View Single Post
Old 12-18-2012, 09:19 PM
  # 2 (permalink)  
Pelican
peaceful seabird
 
Pelican's Avatar
 
Join Date: Sep 2008
Location: floating
Posts: 4,822
Originally Posted by h00ped View Post
So this is the first time I've laid down a boundary of no contact for 7 days in an attempt to show XABF (who was in recovery this time last year but has sadly returned to the bottle 6 months ago and is clearly on a downhill slide) that if he doesn't recommit to treatment, he will lose my involvement in his life (support, shoulder to lean on, etc).

The boundary that you stated appears to be a control to change his behavior. That is a codependent trait that I recognize from my own codie behaviors.

Boundaries are I statements about what you will and will not accept in your personal life.

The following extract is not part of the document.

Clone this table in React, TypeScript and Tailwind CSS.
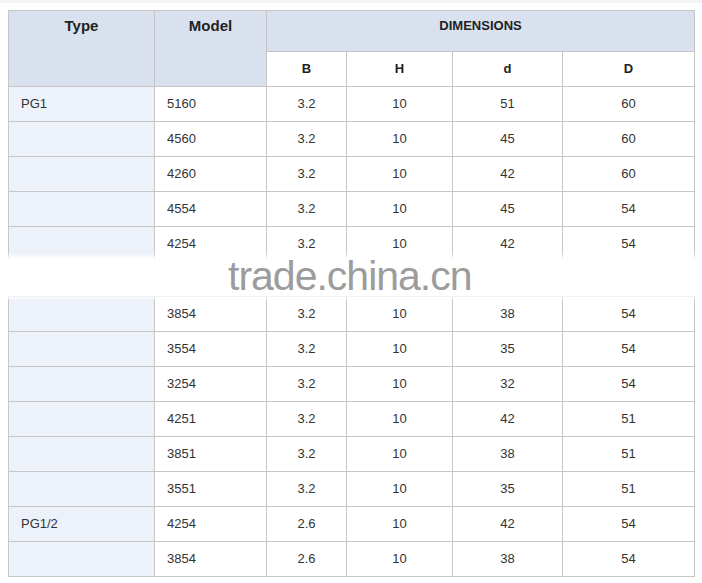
import React from "react";

type Row = { type: string; model: string; b: string; h: string; d: string; D: string };

const rows: Row[] = [
  { type: "PG1", model: "5160", b: "3.2", h: "10", d: "51", D: "60" },
  { type: "", model: "4560", b: "3.2", h: "10", d: "45", D: "60" },
  { type: "", model: "4260", b: "3.2", h: "10", d: "42", D: "60" },
  { type: "", model: "4554", b: "3.2", h: "10", d: "45", D: "54" },
  { type: "", model: "4254", b: "3.2", h: "10", d: "42", D: "54" },
  // row hidden under the watermark
  { type: "", model: "", b: "", h: "", d: "", D: "" },
  { type: "", model: "3854", b: "3.2", h: "10", d: "38", D: "54" },
  { type: "", model: "3554", b: "3.2", h: "10", d: "35", D: "54" },
  { type: "", model: "3254", b: "3.2", h: "10", d: "32", D: "54" },
  { type: "", model: "4251", b: "3.2", h: "10", d: "42", D: "51" },
  { type: "", model: "3851", b: "3.2", h: "10", d: "38", D: "51" },
  { type: "", model: "3551", b: "3.2", h: "10", d: "35", D: "51" },
  { type: "PG1/2", model: "4254", b: "2.6", h: "10", d: "42", D: "54" },
  { type: "", model: "3854", b: "2.6", h: "10", d: "38", D: "54" },
];

const App: React.FC = () => {
  return (
    <div className="relative w-[702px] h-[583px] bg-white font-['Liberation_Sans',Arial,sans-serif] text-[#333]">
      <div className="h-[3px] bg-[#f4f4f4]" />
      <div className="pl-2 pt-[7px]">
        <table className="table-fixed border-collapse border border-[#c6c6c6] w-[686px]">
          <colgroup>
            <col className="w-[146px]" />
            <col className="w-[112px]" />
            <col className="w-[80px]" />
            <col className="w-[106px]" />
            <col className="w-[110px]" />
            <col className="w-[132px]" />
          </colgroup>
          <thead>
            <tr className="h-[41px] bg-[#d9e1ee]">
              <th rowSpan={2} className="border border-[#c6c6c6] align-top pt-[4px] text-[15px] font-bold text-[#222]">
                Type
              </th>
              <th rowSpan={2} className="border border-[#c6c6c6] align-top pt-[4px] text-[15px] font-bold text-[#222]">
                Model
              </th>
              <th colSpan={4} className="border border-[#c6c6c6] align-top pt-[5px] text-[13px] font-bold text-[#222]">
                DIMENSIONS
              </th>
            </tr>
            <tr className="h-[35px] bg-white text-[13px] font-bold text-[#222]">
              <th className="border border-[#c6c6c6] pb-[1px]">B</th>
              <th className="border border-[#c6c6c6] pb-[1px]">H</th>
              <th className="border border-[#c6c6c6] pb-[1px]">d</th>
              <th className="border border-[#c6c6c6] pb-[1px]">D</th>
            </tr>
          </thead>
          <tbody className="text-[13px]">
            {rows.map((r, i) => (
              <tr key={i} className="h-[35px]">
                <td className="border border-[#c6c6c6] bg-[#edf1fa] pl-3 pb-[1px]">{r.type}</td>
                <td className="border border-[#c6c6c6] pl-3 pb-[1px]">{r.model}</td>
                <td className="border border-[#c6c6c6] text-center pb-[1px]">{r.b}</td>
                <td className="border border-[#c6c6c6] text-center pb-[1px]">{r.h}</td>
                <td className="border border-[#c6c6c6] text-center pb-[1px]">{r.d}</td>
                <td className="border border-[#c6c6c6] text-center pb-[1px]">{r.D}</td>
              </tr>
            ))}
          </tbody>
        </table>
      </div>

      {/* watermark band */}
      <div className="absolute left-0 top-[256px] w-[702px] h-[42px] bg-white blur-[2px]" />
      <div className="absolute left-[228px] top-[251px] text-[41px] leading-[50px] tracking-[-1px] text-[#9c9c9c] font-['Liberation_Sans',Arial,sans-serif]">
        trade.china.cn
      </div>
    </div>
  );
};

export default App;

Like: I will not spend time/energy with an active alcoholic. That involves me removing myself from spending time with someone who chooses to drink in an alcoholic manner. It doesn't mean I am trying to change their behaviors.

What steps are you taking to work on your own personal recovery?

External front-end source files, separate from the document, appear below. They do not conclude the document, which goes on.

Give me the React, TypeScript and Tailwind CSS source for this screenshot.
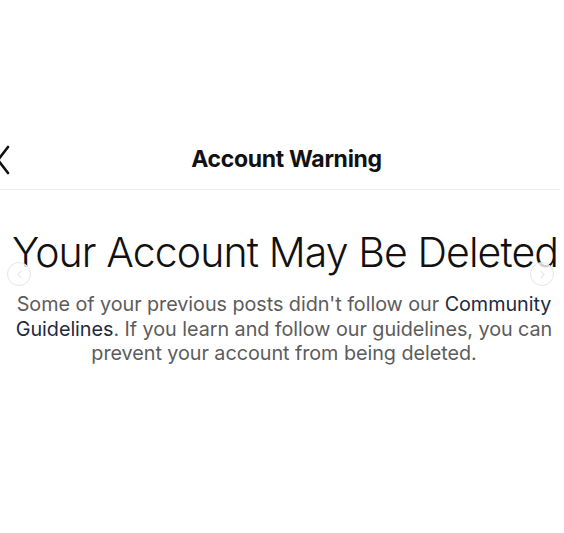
import { ChevronLeft, ChevronRight } from 'lucide-react';

export default function App() {
  return (
    <div className="w-[564px] h-[533px] bg-white overflow-hidden font-['Inter','Liberation_Sans',sans-serif]">
      {/* Nav bar */}
      <div className="mt-[136px] h-[54px] relative flex items-center justify-center border-b border-[#ececec] mr-[4px]">
        <svg className="absolute left-[-4px] top-[9px]" width="14" height="30" viewBox="0 0 14 30" fill="none">
          <path d="M12 2 L2 15 L12 28" stroke="#111" strokeWidth="2.6" strokeLinecap="round" strokeLinejoin="round" />
        </svg>
        <h1 className="text-[23px] font-bold text-[#111] tracking-[-0.3px] -mt-[6px] ml-[13px]">Account Warning</h1>
      </div>

      {/* Content */}
      <div className="relative pt-[37px] flex flex-col items-center">
        <h2 className="text-[41px] font-light text-[#111] leading-[50px] tracking-[-0.9px] whitespace-nowrap ml-[6px]">
          Your Account May Be Deleted
        </h2>
        <p className="mt-[15px] pl-[8px] pr-[4px] text-center text-[19.8px] leading-[24.5px] tracking-[-0.05px] text-[#5c5c5c]">
          Some of your previous posts didn't follow our <span className="text-[#1d2b3d]">Community Guidelines</span>. If
          you learn and follow our guidelines, you can prevent your account from being deleted.
        </p>

        <div className="absolute left-[7px] top-[72px] w-[24px] h-[24px] rounded-full border border-[#e6e6e6] bg-white/80 flex items-center justify-center">
          <ChevronLeft size={13} className="text-[#cfcfcf]" strokeWidth={1.5} />
        </div>
        <div className="absolute right-[10px] top-[72px] w-[24px] h-[24px] rounded-full border border-[#e6e6e6] bg-white/80 flex items-center justify-center">
          <ChevronRight size={13} className="text-[#cfcfcf]" strokeWidth={1.5} />
        </div>
      </div>
    </div>
  );
}
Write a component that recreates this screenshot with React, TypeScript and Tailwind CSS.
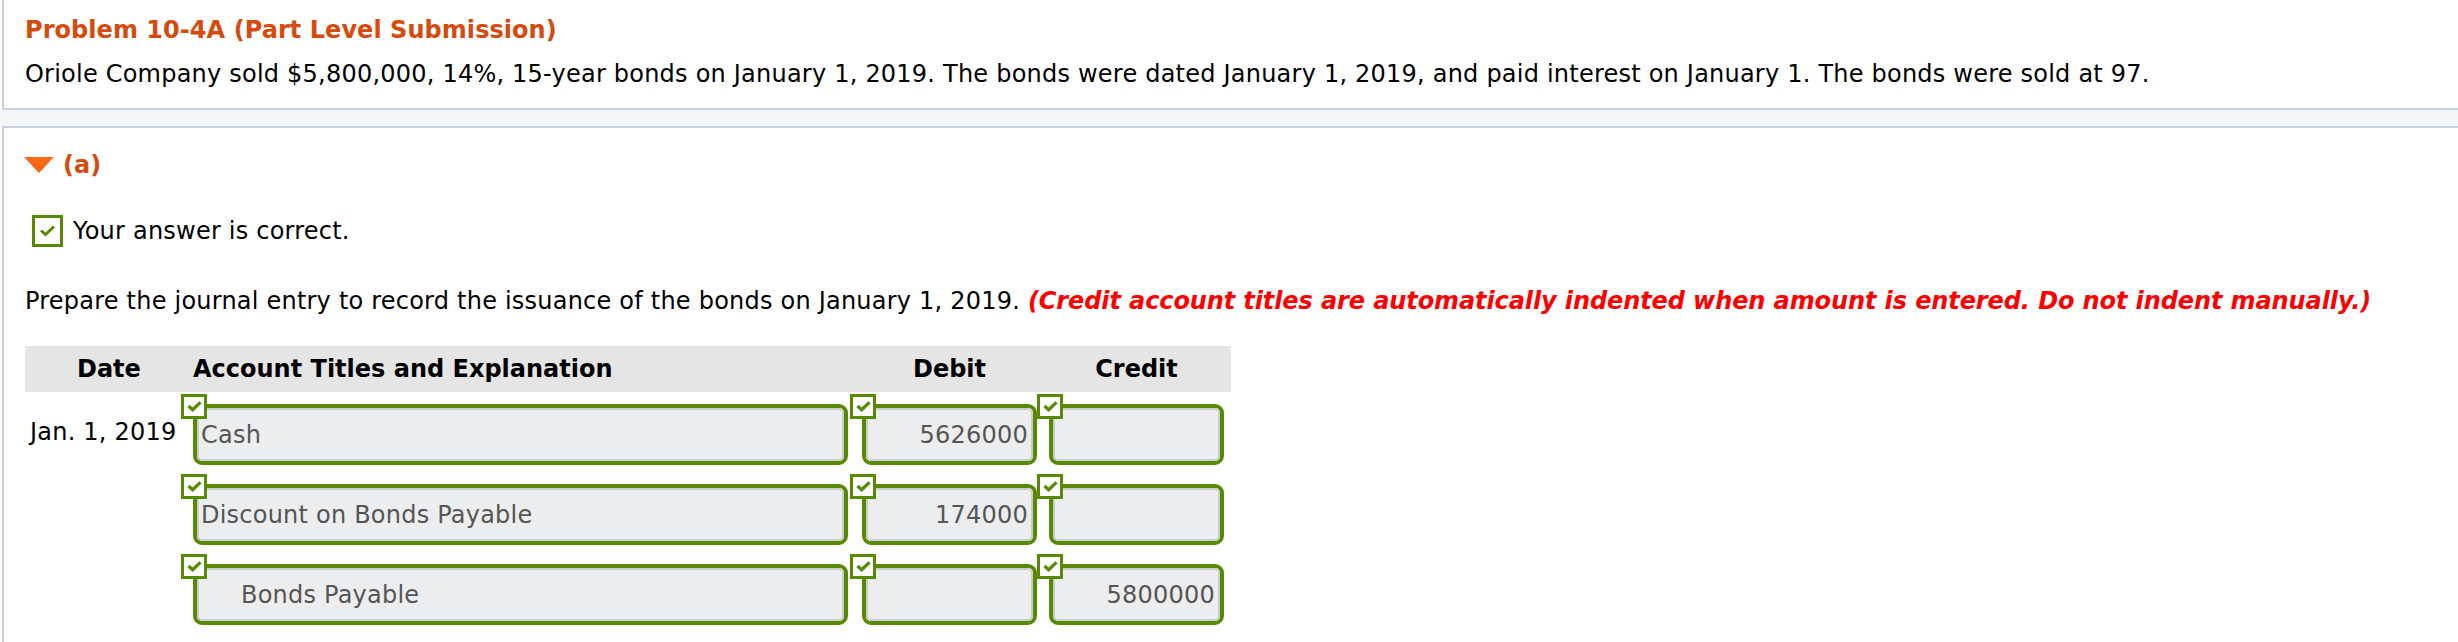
import React from 'react';

/**
 * Journal entry problem page: bond issuance, part (a) answered correctly.
 */

type Line = {
  date: string;
  account: string;
  debit: string;
  credit: string;
  indent?: boolean;
};

const LINES: Line[] = [
  { date: 'Jan. 1, 2019', account: 'Cash', debit: '5626000', credit: '' },
  { date: '', account: 'Discount on Bonds Payable', debit: '174000', credit: '' },
  { date: '', account: 'Bonds Payable', debit: '', credit: '5800000', indent: true },
];

function Check({ className, weight = 3.4 }: { className?: string; weight?: number }) {
  return (
    <svg viewBox="0 0 16 12" className={className} fill="none" stroke="currentColor" strokeWidth={weight}>
      <path d="M1.5 5.5 L6 9.5 L14.5 1.5" />
    </svg>
  );
}

function TickBox() {
  return (
    <span className="absolute -left-[16px] -top-[14px] z-10 flex h-[25px] w-[26px] items-center justify-center border-[3px] border-[#578a00] bg-white text-[#578a00]">
      <Check className="h-[11px] w-[15px]" weight={3.6} />
    </span>
  );
}

function Field({ text, className, right, indent }: { text: string; className: string; right?: boolean; indent?: boolean }) {
  return (
    <div className={`relative h-[61px] rounded-[9px] border-4 border-[#578a00] ${className}`}>
      <TickBox />
      <div
        className={`flex h-full items-center rounded-[5px] bg-[#ecedef] shadow-[inset_0_0_0_2px_#cbcccf] text-[#555] ${
          right ? 'justify-end pr-[5px]' : indent ? 'pl-[44px]' : 'pl-[4px]'
        }`}
      >
        {text}
      </div>
    </div>
  );
}

export default function App() {
  return (
    <div
      className="h-[642px] w-[2458px] overflow-hidden bg-white text-[24px] tracking-[0.22px] text-black"
      style={{ fontFamily: '"DejaVu Sans", Verdana, sans-serif' }}
    >
      {/* Problem statement */}
      <div className="ml-[2px] border-b-2 border-l-2 border-[#c9d3df] pb-[19px] pl-[21px] pt-[16px]">
        <h1 className="text-[24px] font-bold leading-[29px] tracking-[0.05px] text-[#d74a0d]">
          Problem 10-4A (Part Level Submission)
        </h1>
        <p className="mt-[15px] leading-[29px]">
          Oriole Company sold $5,800,000, 14%, 15-year bonds on January 1, 2019. The bonds were dated January 1, 2019, and paid interest on January 1. The bonds were sold at 97.
        </p>
      </div>

      <div className="h-[16px] bg-[#f4f7fa]" />

      {/* Part (a) */}
      <div className="ml-[2px] h-[600px] border-l-2 border-t-2 border-[#c9d3df] pl-[21px]">
        <div className="mt-[22px] flex h-[30px] items-center">
          <svg viewBox="0 0 30 16" className="-ml-[1px] h-[16px] w-[30px]">
            <defs>
              <linearGradient id="tri" x1="0" y1="0" x2="0" y2="1">
                <stop offset="0" stopColor="#ff6a1a" />
                <stop offset="1" stopColor="#f0600a" />
              </linearGradient>
            </defs>
            <polygon points="0,0 30,0 15,16" fill="url(#tri)" />
          </svg>
          <span className="ml-[9px] font-bold tracking-normal text-[#d74a0d]">(a)</span>
        </div>

        <div className="mt-[35px] flex h-[32px] items-center">
          <span className="ml-[7px] flex h-[32px] w-[31px] items-center justify-center border-[3px] border-[#578a00] bg-white text-[#578a00]">
            <Check className="h-[12px] w-[17px]" weight={3} />
          </span>
          <span className="ml-[10px]">Your answer is correct.</span>
        </div>

        <p className="mt-[39px] leading-[30px]">
          Prepare the journal entry to record the issuance of the bonds on January 1, 2019.{' '}
          <span className="font-bold italic tracking-[-0.1px] text-[#ff0000]">
            (Credit account titles are automatically indented when amount is entered. Do not indent manually.)
          </span>
        </p>

        <div className="w-[1206px]">
          <div className="mt-[30px] flex h-[46px] items-center bg-[#e5e5e5] font-bold tracking-normal">
            <div className="w-[168px] pl-[52px]">Date</div>
            <div className="w-[655px]">Account Titles and Explanation</div>
            <div className="ml-[14px] w-[175px] text-center">Debit</div>
            <div className="ml-[12px] w-[175px] text-center">Credit</div>
          </div>

          <div className="mt-[12px] flex flex-col gap-[19px]">
            {LINES.map((line, i) => (
              <div key={i} className="flex items-center">
                <div className="-mt-[6px] w-[168px] pl-[5px]">{line.date}</div>
                <Field text={line.account} indent={line.indent} className="w-[655px]" />
                <Field text={line.debit} right className="ml-[14px] w-[175px]" />
                <Field text={line.credit} right className="ml-[12px] w-[175px]" />
              </div>
            ))}
          </div>
        </div>
      </div>
    </div>
  );
}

I just came across a note I have in one of my Al Anon books: Stop concerning myself with how my actions affect ______. My actions are what I am doing to take better care of ME.

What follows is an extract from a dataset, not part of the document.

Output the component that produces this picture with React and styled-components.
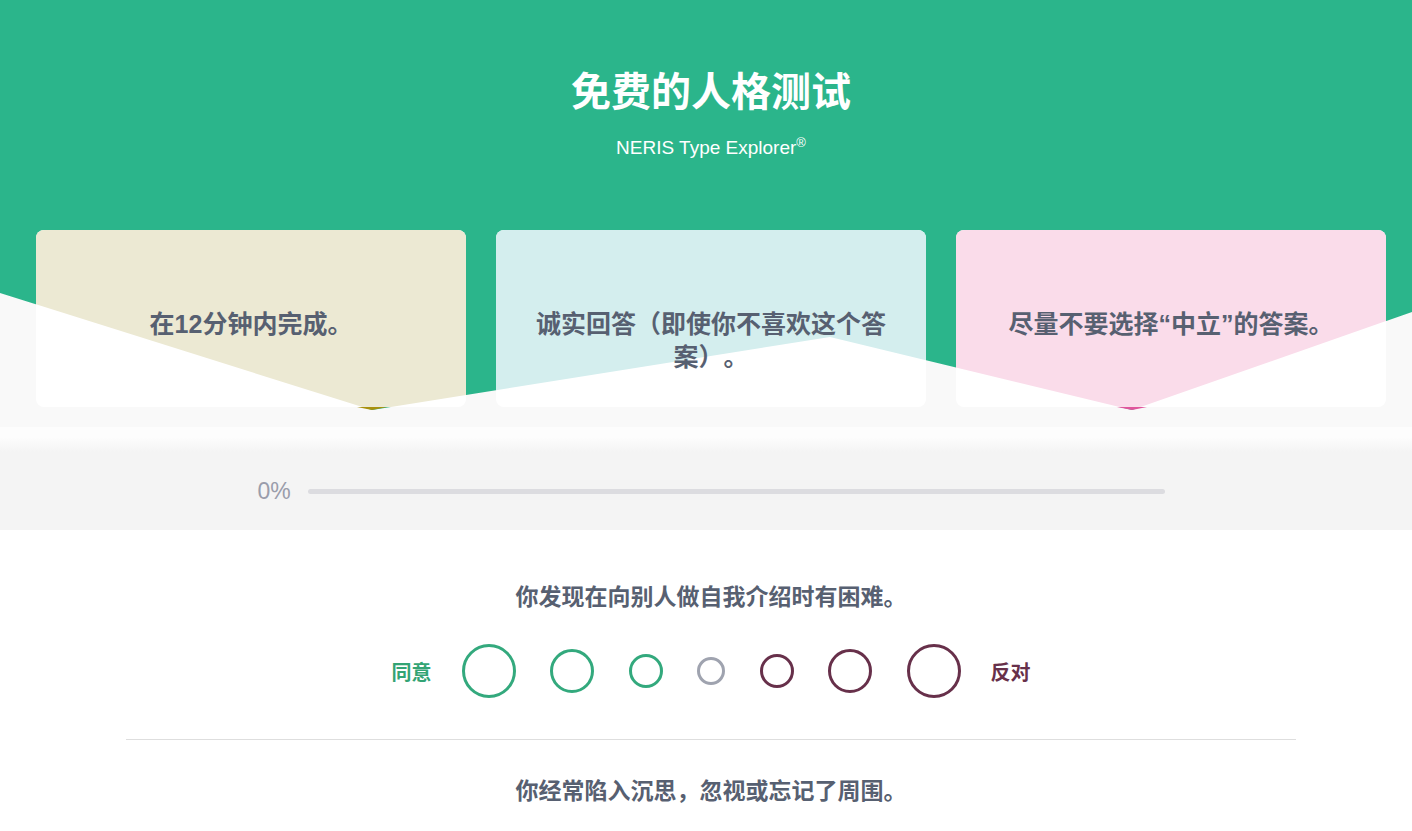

Alanon meetings are something I do to help myself become a healthier participant in all my relationships. Reading self-improvement books like "Codependent No More" by Melody Beattie has helped me to learn how to work on my codie behaviors.

I also recommend Codependent No More for the excellent chapter on grieving. She writes about the stages of grieving with great clarity. Grieving the loss of a relationship is just as real as grieving loss due to death.